> [Records shown]
----

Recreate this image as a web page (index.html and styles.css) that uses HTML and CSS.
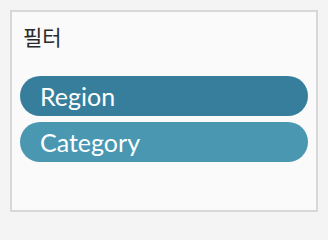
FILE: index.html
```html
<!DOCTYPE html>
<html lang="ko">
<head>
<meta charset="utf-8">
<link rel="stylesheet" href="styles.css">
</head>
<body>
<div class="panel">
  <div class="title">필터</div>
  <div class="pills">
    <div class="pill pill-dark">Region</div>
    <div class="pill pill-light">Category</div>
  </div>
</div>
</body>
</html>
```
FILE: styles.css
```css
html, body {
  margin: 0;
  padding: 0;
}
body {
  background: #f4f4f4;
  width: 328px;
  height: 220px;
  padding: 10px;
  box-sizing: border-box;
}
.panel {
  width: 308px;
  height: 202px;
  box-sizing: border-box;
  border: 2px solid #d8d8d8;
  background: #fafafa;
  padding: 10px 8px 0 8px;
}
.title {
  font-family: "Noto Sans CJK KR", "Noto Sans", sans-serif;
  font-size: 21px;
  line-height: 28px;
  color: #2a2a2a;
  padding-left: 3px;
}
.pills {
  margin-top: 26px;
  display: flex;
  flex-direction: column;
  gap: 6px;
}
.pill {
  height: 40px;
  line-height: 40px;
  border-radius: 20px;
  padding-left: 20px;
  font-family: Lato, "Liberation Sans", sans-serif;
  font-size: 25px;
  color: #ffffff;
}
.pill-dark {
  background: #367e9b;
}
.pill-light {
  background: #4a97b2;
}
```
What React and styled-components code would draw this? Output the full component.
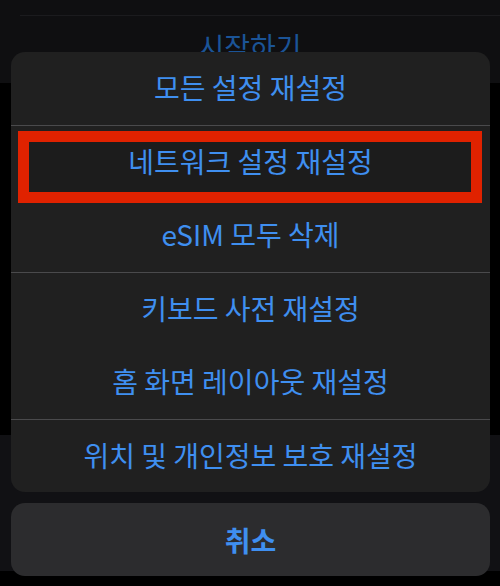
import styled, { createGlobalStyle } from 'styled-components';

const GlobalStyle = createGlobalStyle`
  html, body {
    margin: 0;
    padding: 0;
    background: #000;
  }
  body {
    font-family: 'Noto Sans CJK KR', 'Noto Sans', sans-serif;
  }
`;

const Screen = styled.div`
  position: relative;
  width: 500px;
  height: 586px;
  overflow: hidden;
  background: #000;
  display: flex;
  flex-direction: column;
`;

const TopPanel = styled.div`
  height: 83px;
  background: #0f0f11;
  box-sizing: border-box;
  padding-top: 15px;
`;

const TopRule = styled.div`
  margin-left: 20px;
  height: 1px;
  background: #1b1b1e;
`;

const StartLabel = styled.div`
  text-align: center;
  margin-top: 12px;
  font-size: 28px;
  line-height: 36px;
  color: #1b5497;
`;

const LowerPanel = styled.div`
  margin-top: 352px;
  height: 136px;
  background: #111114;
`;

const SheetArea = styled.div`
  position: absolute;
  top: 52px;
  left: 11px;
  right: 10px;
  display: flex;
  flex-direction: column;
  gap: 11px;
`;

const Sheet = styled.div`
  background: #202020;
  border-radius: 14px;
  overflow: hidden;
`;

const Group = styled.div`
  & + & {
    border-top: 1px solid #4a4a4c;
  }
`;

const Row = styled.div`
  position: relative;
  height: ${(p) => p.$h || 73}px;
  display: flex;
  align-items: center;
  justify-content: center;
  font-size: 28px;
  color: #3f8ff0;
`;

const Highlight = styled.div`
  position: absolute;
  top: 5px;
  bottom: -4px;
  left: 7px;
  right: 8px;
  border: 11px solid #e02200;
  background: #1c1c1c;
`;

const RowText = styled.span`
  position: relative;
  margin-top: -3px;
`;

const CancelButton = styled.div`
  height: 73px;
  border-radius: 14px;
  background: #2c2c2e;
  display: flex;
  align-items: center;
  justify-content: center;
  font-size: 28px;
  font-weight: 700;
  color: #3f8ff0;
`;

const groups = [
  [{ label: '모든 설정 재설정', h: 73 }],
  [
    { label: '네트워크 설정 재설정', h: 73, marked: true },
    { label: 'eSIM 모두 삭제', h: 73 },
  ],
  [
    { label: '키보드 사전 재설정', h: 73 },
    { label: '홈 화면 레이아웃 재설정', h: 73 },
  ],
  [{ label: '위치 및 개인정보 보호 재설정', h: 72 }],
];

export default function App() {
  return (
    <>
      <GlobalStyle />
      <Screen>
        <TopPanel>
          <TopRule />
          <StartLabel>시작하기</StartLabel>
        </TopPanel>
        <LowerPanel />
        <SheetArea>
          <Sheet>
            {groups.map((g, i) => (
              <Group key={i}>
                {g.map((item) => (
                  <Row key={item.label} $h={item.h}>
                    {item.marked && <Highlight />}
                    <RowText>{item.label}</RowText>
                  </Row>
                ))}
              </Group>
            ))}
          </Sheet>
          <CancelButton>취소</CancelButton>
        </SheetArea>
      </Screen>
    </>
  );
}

----

> [What is needed] Omit the pictures and reproduce the listing exactly.

> [Solution to this exercise]
Recreate this image as a web page (index.html and styles.css) that uses HTML and CSS.
FILE: index.html
```html
<!DOCTYPE html>
<html lang="ko">
<head>
<meta charset="utf-8">
<link rel="stylesheet" href="styles.css">
</head>
<body>
<div class="panel">
  <div class="title">필터</div>
  <div class="pills">
    <div class="pill pill-dark">Region</div>
    <div class="pill pill-light">Category</div>
  </div>
</div>
</body>
</html>
```
FILE: styles.css
```css
html, body {
  margin: 0;
  padding: 0;
}
body {
  background: #f4f4f4;
  width: 328px;
  height: 220px;
  padding: 10px;
  box-sizing: border-box;
}
.panel {
  width: 308px;
  height: 202px;
  box-sizing: border-box;
  border: 2px solid #d8d8d8;
  background: #fafafa;
  padding: 10px 8px 0 8px;
}
.title {
  font-family: "Noto Sans CJK KR", "Noto Sans", sans-serif;
  font-size: 21px;
  line-height: 28px;
  color: #2a2a2a;
  padding-left: 3px;
}
.pills {
  margin-top: 26px;
  display: flex;
  flex-direction: column;
  gap: 6px;
}
.pill {
  height: 40px;
  line-height: 40px;
  border-radius: 20px;
  padding-left: 20px;
  font-family: Lato, "Liberation Sans", sans-serif;
  font-size: 25px;
  color: #ffffff;
}
.pill-dark {
  background: #367e9b;
}
.pill-light {
  background: #4a97b2;
}
```
What React and styled-components code would draw this? Output the full component.
import styled, { createGlobalStyle } from 'styled-components';

const GlobalStyle = createGlobalStyle`
  html, body {
    margin: 0;
    padding: 0;
    background: #000;
  }
  body {
    font-family: 'Noto Sans CJK KR', 'Noto Sans', sans-serif;
  }
`;

const Screen = styled.div`
  position: relative;
  width: 500px;
  height: 586px;
  overflow: hidden;
  background: #000;
  display: flex;
  flex-direction: column;
`;

const TopPanel = styled.div`
  height: 83px;
  background: #0f0f11;
  box-sizing: border-box;
  padding-top: 15px;
`;

const TopRule = styled.div`
  margin-left: 20px;
  height: 1px;
  background: #1b1b1e;
`;

const StartLabel = styled.div`
  text-align: center;
  margin-top: 12px;
  font-size: 28px;
  line-height: 36px;
  color: #1b5497;
`;

const LowerPanel = styled.div`
  margin-top: 352px;
  height: 136px;
  background: #111114;
`;

const SheetArea = styled.div`
  position: absolute;
  top: 52px;
  left: 11px;
  right: 10px;
  display: flex;
  flex-direction: column;
  gap: 11px;
`;

const Sheet = styled.div`
  background: #202020;
  border-radius: 14px;
  overflow: hidden;
`;

const Group = styled.div`
  & + & {
    border-top: 1px solid #4a4a4c;
  }
`;

const Row = styled.div`
  position: relative;
  height: ${(p) => p.$h || 73}px;
  display: flex;
  align-items: center;
  justify-content: center;
  font-size: 28px;
  color: #3f8ff0;
`;

const Highlight = styled.div`
  position: absolute;
  top: 5px;
  bottom: -4px;
  left: 7px;
  right: 8px;
  border: 11px solid #e02200;
  background: #1c1c1c;
`;

const RowText = styled.span`
  position: relative;
  margin-top: -3px;
`;

const CancelButton = styled.div`
  height: 73px;
  border-radius: 14px;
  background: #2c2c2e;
  display: flex;
  align-items: center;
  justify-content: center;
  font-size: 28px;
  font-weight: 700;
  color: #3f8ff0;
`;

const groups = [
  [{ label: '모든 설정 재설정', h: 73 }],
  [
    { label: '네트워크 설정 재설정', h: 73, marked: true },
    { label: 'eSIM 모두 삭제', h: 73 },
  ],
  [
    { label: '키보드 사전 재설정', h: 73 },
    { label: '홈 화면 레이아웃 재설정', h: 73 },
  ],
  [{ label: '위치 및 개인정보 보호 재설정', h: 72 }],
];

export default function App() {
  return (
    <>
      <GlobalStyle />
      <Screen>
        <TopPanel>
          <TopRule />
          <StartLabel>시작하기</StartLabel>
        </TopPanel>
        <LowerPanel />
        <SheetArea>
          <Sheet>
            {groups.map((g, i) => (
              <Group key={i}>
                {g.map((item) => (
                  <Row key={item.label} $h={item.h}>
                    {item.marked && <Highlight />}
                    <RowText>{item.label}</RowText>
                  </Row>
                ))}
              </Group>
            ))}
          </Sheet>
          <CancelButton>취소</CancelButton>
        </SheetArea>
      </Screen>
    </>
  );
}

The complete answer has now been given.